### Given material
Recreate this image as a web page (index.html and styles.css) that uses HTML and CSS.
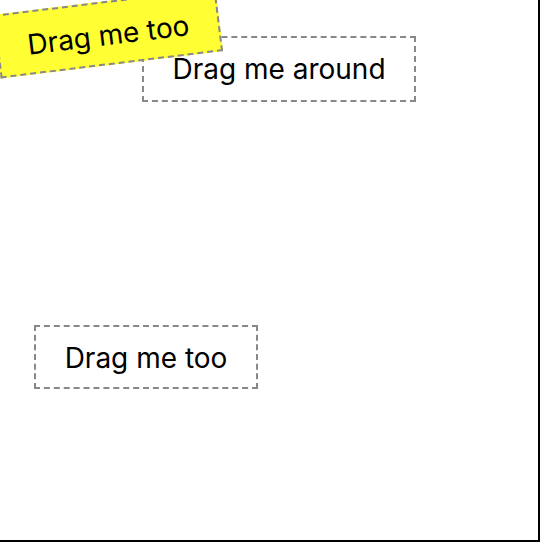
FILE: index.html
```html
<!DOCTYPE html>
<html>
<head>
<meta charset="utf-8">
<link rel="stylesheet" href="styles.css">
</head>
<body>
<div class="canvas">
  <div class="drag drag-around">Drag me around</div>
  <div class="drag drag-low">Drag me too</div>
  <div class="drag drag-tilt">Drag me too</div>
</div>
</body>
</html>
```
FILE: styles.css
```css
html, body {
  margin: 0;
  padding: 0;
  background: #fff;
}
.canvas {
  position: relative;
  width: 538px;
  height: 540px;
  border-right: 2px solid #000;
  border-bottom: 2px solid #000;
  overflow: hidden;
  font-family: Inter, "Noto Sans", sans-serif;
}
.drag {
  position: absolute;
  box-sizing: border-box;
  border: 2px dashed #888;
  font-size: 28px;
  line-height: 34px;
  color: #000;
  text-align: center;
  padding: 14px 0;
  white-space: nowrap;
}
.drag-around {
  left: 142px;
  top: 36px;
  width: 274px;
  height: 66px;
}
.drag-low {
  left: 34px;
  top: 325px;
  width: 224px;
  height: 64px;
  padding-top: 14px;
}
.drag-tilt {
  left: -4px;
  top: 1px;
  width: 224px;
  height: 64px;
  padding-top: 15px;
  background: #ffff33;
  transform: rotate(-7deg);
  z-index: 2;
}
```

### Aim
Please set down each line of the data above exactly as written, without the pictures.

### Complete response
Recreate this image as a web page (index.html and styles.css) that uses HTML and CSS.
FILE: index.html
```html
<!DOCTYPE html>
<html>
<head>
<meta charset="utf-8">
<link rel="stylesheet" href="styles.css">
</head>
<body>
<div class="canvas">
  <div class="drag drag-around">Drag me around</div>
  <div class="drag drag-low">Drag me too</div>
  <div class="drag drag-tilt">Drag me too</div>
</div>
</body>
</html>
```
FILE: styles.css
```css
html, body {
  margin: 0;
  padding: 0;
  background: #fff;
}
.canvas {
  position: relative;
  width: 538px;
  height: 540px;
  border-right: 2px solid #000;
  border-bottom: 2px solid #000;
  overflow: hidden;
  font-family: Inter, "Noto Sans", sans-serif;
}
.drag {
  position: absolute;
  box-sizing: border-box;
  border: 2px dashed #888;
  font-size: 28px;
  line-height: 34px;
  color: #000;
  text-align: center;
  padding: 14px 0;
  white-space: nowrap;
}
.drag-around {
  left: 142px;
  top: 36px;
  width: 274px;
  height: 66px;
}
.drag-low {
  left: 34px;
  top: 325px;
  width: 224px;
  height: 64px;
  padding-top: 14px;
}
.drag-tilt {
  left: -4px;
  top: 1px;
  width: 224px;
  height: 64px;
  padding-top: 15px;
  background: #ffff33;
  transform: rotate(-7deg);
  z-index: 2;
}
```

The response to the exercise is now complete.